Jak miałem maliny jesienne np. Polanę to trzymałem je w ryzach na kształt V w ilości 6-8 pędów tylko silnych, jednorocznych. Cała reszta wycinana cały czas. Cięcia na zbiór letni nie polecam.
Anulka, też zdecydowanie odradzam ten sposób. Obok tych pędów z ub. roku wyrastać będą tegoroczne, które zaowocują w sierpniu. Na starych będziesz zrywać malinki, pomiędzy nimi będą rosnąć nowe i tworzyć gąszcz. Zaraz przyplącze się jakaś choroba. Po owocowaniu musisz te stare wyciąć. Jak wyciąć by tych młodych nie połamać? Na dodatek młode trzeba kontrolować, wycinać łodygi rachityczne i słabe, pozostawiamy zdrowe i silne. Sprawdzać od czasu do czasu czy nie pojawia się zamieranie pędów albo inne dziadostwo. Masz tak zrobione na próbę to będziesz mieć doświadczenie, z dwoma krzaczkami można się pobawić ale z całym zagonikiem?
Kamil , obficie owocuje .
Gieniu , zostawiłam na próbę . Do tej pory tego nie robiłam . Już jest za gęsto .
Dzisiaj za zimno , ale zbieram się by zrobić tam porządek .
Z drugiej strony przycięłam ją krótko .
Maliny jesienne warto uprawiać także na zbiór letni przy małym zagęszczeniu pędów i dużej żyzności podłoża.
Na moich piaskach z grubą warstwą ziemi próchniczej sadzone jesienią sadzonki Sugany i Polesia nie cięte dały podwójny zbiór.
Od trzeciego roku sprawdza się pozostawienie jednego pędu dwuletniego przy trzech wyciętych na owocowanie jesienne.
Mi to wygląda na chlorozę liści spowodowaną zbyt wysokim odczynem gleby. Jeśli pH wynosi powyżej 6,5 spulchniłbym i trochę zakwasił tym co mam pod ręką, np. z torfem kwaśnym lub siarczanem amonu.
Ja ściółkuję maliny w donicach i jednocześnie zakwaszam. Stosuję trociny iglaste zmieszane z fusami od kawy z expresu. Trociny zbijają pH a fusy dodają azotu i odpada pielenie.
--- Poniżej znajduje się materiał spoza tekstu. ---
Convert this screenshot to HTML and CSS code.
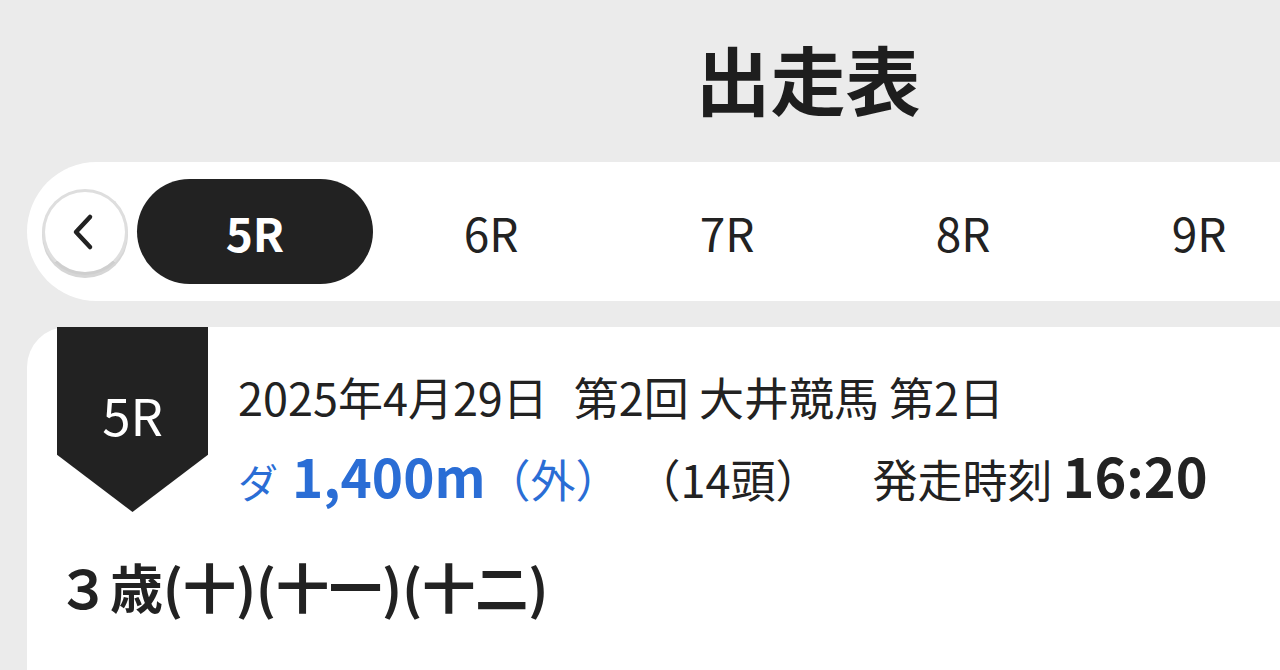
FILE: index.html
```html
<!DOCTYPE html>
<html lang="ja">
<head>
<meta charset="utf-8">
<link rel="stylesheet" href="styles.css">
</head>
<body>
<div class="page">
  <header class="header"><h1 class="title">出走表</h1></header>
  <nav class="race-nav">
    <button class="back" aria-label="前へ">
      <svg width="30" height="40" viewBox="0 0 30 40"><path d="M22 5 L8 20 L22 35" fill="none" stroke="#222" stroke-width="4.5" stroke-linecap="round" stroke-linejoin="round"/></svg>
    </button>
    <div class="tab active">5R</div>
    <div class="tab">6R</div>
    <div class="tab">7R</div>
    <div class="tab">8R</div>
    <div class="tab">9R</div>
  </nav>
  <section class="card">
    <div class="card-top">
      <div class="badge"><span>5R</span></div>
      <div class="info">
        <div class="line1"><span>2025年4月29日</span><span class="kai">第2回 大井競馬 第2日</span></div>
        <div class="line2">
          <span class="course"><span class="surface">ダ</span> <b class="dist">1,400m</b><span class="inout">（外）</span></span>
          <span class="heads">（14頭）</span>
          <span class="start">発走時刻 <b class="time">16:20</b></span>
        </div>
      </div>
    </div>
    <div class="cond">３歳(十)(十一)(十二)</div>
  </section>
</div>
</body>
</html>
```

FILE: styles.css
```css
* { box-sizing: border-box; }
html, body { margin: 0; padding: 0; }
body {
  background: #ebebeb;
  font-family: "Noto Sans CJK JP", "Noto Sans", sans-serif;
  color: #222;
  width: 1280px;
  height: 670px;
  overflow: hidden;
}
.header {
  height: 162px;
  display: flex;
  align-items: center;
  justify-content: center;
  padding-left: 336px;
}
.title {
  margin: 0;
  font-size: 75px;
  font-weight: 700;
  line-height: 1;
  color: #1e1e1e;
  transform: translateY(-4px);
}
.race-nav {
  margin-left: 27px;
  height: 139px;
  background: #fff;
  border-radius: 70px 0 0 70px;
  display: flex;
  align-items: center;
  padding-left: 15px;
  overflow: hidden;
  white-space: nowrap;
}
.back {
  flex: none;
  width: 86px;
  height: 86px;
  border-radius: 50%;
  border: 3px solid #dedede;
  border-bottom-color: #cfcfcf;
  background: #fff;
  box-shadow: 0 3px 0 #d6d6d6;
  display: flex;
  align-items: center;
  justify-content: center;
  padding: 0 4px 0 0;
  margin-right: 9px;
}
.tab {
  flex: none;
  width: 236px;
  height: 105px;
  display: flex;
  align-items: center;
  justify-content: center;
  font-size: 46px;
  font-weight: 400;
  color: #222;
}
.tab.active {
  background: #222;
  color: #fff;
  font-weight: 700;
  border-radius: 53px;
}
.card {
  margin-top: 26px;
  margin-left: 27px;
  height: 343px;
  background: #fff;
  border-radius: 40px 0 0 0;
  padding-left: 30px;
}
.card-top {
  display: flex;
  gap: 30px;
}
.badge {
  flex: none;
  width: 151px;
  height: 185px;
  background: #222;
  color: #fff;
  clip-path: polygon(0 0, 100% 0, 100% 69%, 50% 100%, 0 69%);
  display: flex;
  justify-content: center;
  padding-top: 62px;
  font-size: 51px;
  line-height: 1;
}
.info {
  padding-top: 40px;
}
.line1 {
  font-size: 45px;
  line-height: 60px;
  color: #222;
}
.kai { margin-left: 26px; }
.line2 {
  margin-top: 18px;
  display: flex;
  align-items: baseline;
  font-size: 45px;
  line-height: 60px;
}
.course { color: #2a6dd5; }
.surface { font-size: 40px; }
.dist { font-size: 53px; font-weight: 700; margin-left: 4px; }
.inout { font-size: 45px; }
.heads { margin-left: 15px; }
.start { margin-left: 52px; }
.time { font-size: 54px; font-weight: 700; }
.cond {
  margin-top: 44px;
  margin-left: 0;
  font-size: 53px;
  font-weight: 700;
  line-height: 60px;
}
```
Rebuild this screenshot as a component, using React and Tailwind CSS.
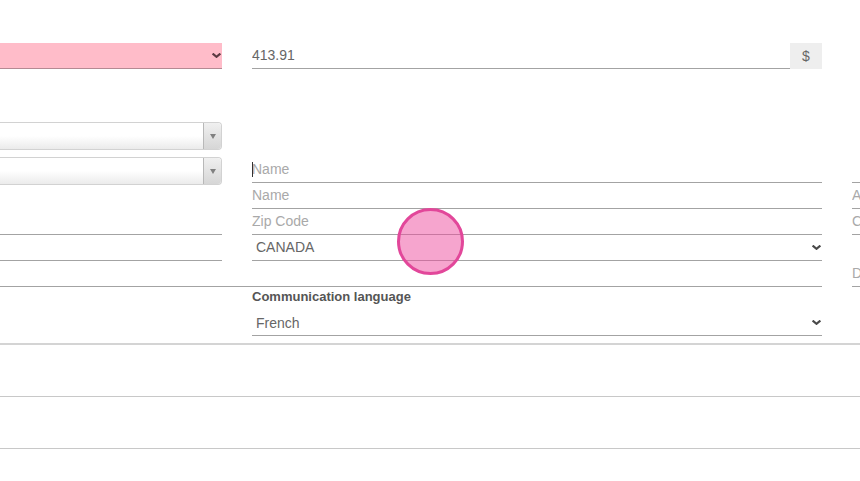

Mój Jantar spotkało coś takiego. Stało się to w ciągu jednego dnia bardzo słonecznego. Czy to możliwe, że słońce jej za mocno przygrzało? A może za sucho? Innym odmianom nic takiego się nie stało. Ale chyba ostro to słońce dawało bo jedna róża też ma przypalone listki.